Objective:
Write out the entire listing below exactly as it appears, minus any pictures.

Data listing:
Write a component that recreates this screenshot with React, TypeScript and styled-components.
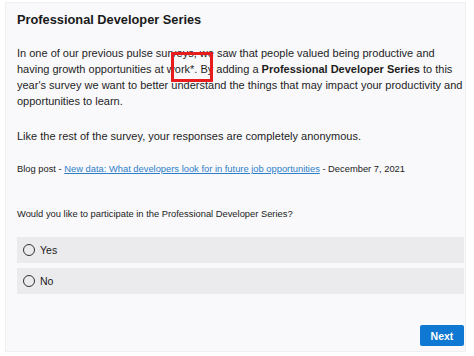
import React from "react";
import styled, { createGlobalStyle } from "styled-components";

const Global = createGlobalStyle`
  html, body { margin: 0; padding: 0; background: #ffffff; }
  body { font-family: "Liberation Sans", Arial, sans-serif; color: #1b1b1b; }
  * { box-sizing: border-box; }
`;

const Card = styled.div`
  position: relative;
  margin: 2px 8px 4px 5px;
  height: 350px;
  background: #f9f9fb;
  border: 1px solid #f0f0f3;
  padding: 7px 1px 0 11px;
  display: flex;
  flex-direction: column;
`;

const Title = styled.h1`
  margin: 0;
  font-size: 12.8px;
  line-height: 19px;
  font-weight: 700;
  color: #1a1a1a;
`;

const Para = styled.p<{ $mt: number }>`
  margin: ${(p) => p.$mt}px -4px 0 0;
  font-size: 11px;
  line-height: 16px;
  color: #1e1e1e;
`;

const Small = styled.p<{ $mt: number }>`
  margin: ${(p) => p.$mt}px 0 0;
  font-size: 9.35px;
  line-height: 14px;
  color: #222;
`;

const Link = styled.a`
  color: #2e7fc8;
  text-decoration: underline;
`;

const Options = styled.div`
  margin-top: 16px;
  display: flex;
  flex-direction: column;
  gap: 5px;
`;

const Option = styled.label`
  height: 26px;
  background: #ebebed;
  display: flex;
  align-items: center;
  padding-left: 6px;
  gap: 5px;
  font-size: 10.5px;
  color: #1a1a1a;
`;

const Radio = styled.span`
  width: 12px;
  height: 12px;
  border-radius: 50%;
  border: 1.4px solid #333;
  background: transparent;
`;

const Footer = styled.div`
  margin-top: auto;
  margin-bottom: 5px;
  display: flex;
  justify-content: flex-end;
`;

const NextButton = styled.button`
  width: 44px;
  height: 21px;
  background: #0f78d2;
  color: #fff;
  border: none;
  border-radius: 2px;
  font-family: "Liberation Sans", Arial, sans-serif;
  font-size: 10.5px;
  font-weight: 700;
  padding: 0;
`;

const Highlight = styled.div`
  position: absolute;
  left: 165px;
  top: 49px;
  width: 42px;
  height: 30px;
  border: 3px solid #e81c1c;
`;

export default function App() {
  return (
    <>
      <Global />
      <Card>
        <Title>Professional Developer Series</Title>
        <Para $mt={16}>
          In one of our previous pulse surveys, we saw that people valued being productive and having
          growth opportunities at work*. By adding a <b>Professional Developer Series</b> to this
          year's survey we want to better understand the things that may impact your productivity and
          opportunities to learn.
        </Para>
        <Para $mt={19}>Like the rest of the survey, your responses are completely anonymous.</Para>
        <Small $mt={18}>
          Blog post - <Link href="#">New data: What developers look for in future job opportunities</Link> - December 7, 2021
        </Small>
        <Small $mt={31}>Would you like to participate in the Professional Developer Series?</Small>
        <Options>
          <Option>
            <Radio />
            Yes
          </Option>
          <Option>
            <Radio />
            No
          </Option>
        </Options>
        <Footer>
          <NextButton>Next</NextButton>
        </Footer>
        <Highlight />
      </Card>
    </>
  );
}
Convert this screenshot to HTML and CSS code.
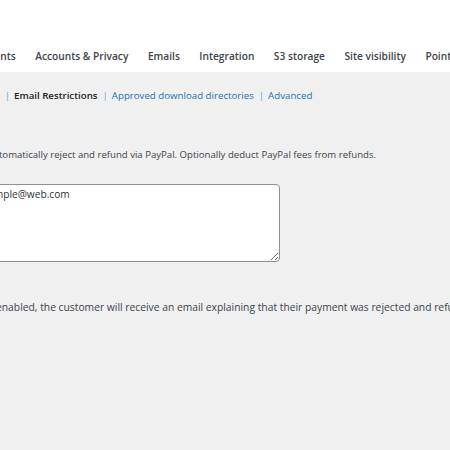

Result:
Write a component that recreates this screenshot with React, TypeScript and styled-components.
import React from "react";
import styled, { createGlobalStyle } from "styled-components";

const Global = createGlobalStyle`
  html, body { margin: 0; padding: 0; background: #ffffff; }
  body { font-family: "Liberation Sans", Arial, sans-serif; color: #1b1b1b; }
  * { box-sizing: border-box; }
`;

const Card = styled.div`
  position: relative;
  margin: 2px 8px 4px 5px;
  height: 350px;
  background: #f9f9fb;
  border: 1px solid #f0f0f3;
  padding: 7px 1px 0 11px;
  display: flex;
  flex-direction: column;
`;

const Title = styled.h1`
  margin: 0;
  font-size: 12.8px;
  line-height: 19px;
  font-weight: 700;
  color: #1a1a1a;
`;

const Para = styled.p<{ $mt: number }>`
  margin: ${(p) => p.$mt}px -4px 0 0;
  font-size: 11px;
  line-height: 16px;
  color: #1e1e1e;
`;

const Small = styled.p<{ $mt: number }>`
  margin: ${(p) => p.$mt}px 0 0;
  font-size: 9.35px;
  line-height: 14px;
  color: #222;
`;

const Link = styled.a`
  color: #2e7fc8;
  text-decoration: underline;
`;

const Options = styled.div`
  margin-top: 16px;
  display: flex;
  flex-direction: column;
  gap: 5px;
`;

const Option = styled.label`
  height: 26px;
  background: #ebebed;
  display: flex;
  align-items: center;
  padding-left: 6px;
  gap: 5px;
  font-size: 10.5px;
  color: #1a1a1a;
`;

const Radio = styled.span`
  width: 12px;
  height: 12px;
  border-radius: 50%;
  border: 1.4px solid #333;
  background: transparent;
`;

const Footer = styled.div`
  margin-top: auto;
  margin-bottom: 5px;
  display: flex;
  justify-content: flex-end;
`;

const NextButton = styled.button`
  width: 44px;
  height: 21px;
  background: #0f78d2;
  color: #fff;
  border: none;
  border-radius: 2px;
  font-family: "Liberation Sans", Arial, sans-serif;
  font-size: 10.5px;
  font-weight: 700;
  padding: 0;
`;

const Highlight = styled.div`
  position: absolute;
  left: 165px;
  top: 49px;
  width: 42px;
  height: 30px;
  border: 3px solid #e81c1c;
`;

export default function App() {
  return (
    <>
      <Global />
      <Card>
        <Title>Professional Developer Series</Title>
        <Para $mt={16}>
          In one of our previous pulse surveys, we saw that people valued being productive and having
          growth opportunities at work*. By adding a <b>Professional Developer Series</b> to this
          year's survey we want to better understand the things that may impact your productivity and
          opportunities to learn.
        </Para>
        <Para $mt={19}>Like the rest of the survey, your responses are completely anonymous.</Para>
        <Small $mt={18}>
          Blog post - <Link href="#">New data: What developers look for in future job opportunities</Link> - December 7, 2021
        </Small>
        <Small $mt={31}>Would you like to participate in the Professional Developer Series?</Small>
        <Options>
          <Option>
            <Radio />
            Yes
          </Option>
          <Option>
            <Radio />
            No
          </Option>
        </Options>
        <Footer>
          <NextButton>Next</NextButton>
        </Footer>
        <Highlight />
      </Card>
    </>
  );
}
Convert this screenshot to HTML and CSS code.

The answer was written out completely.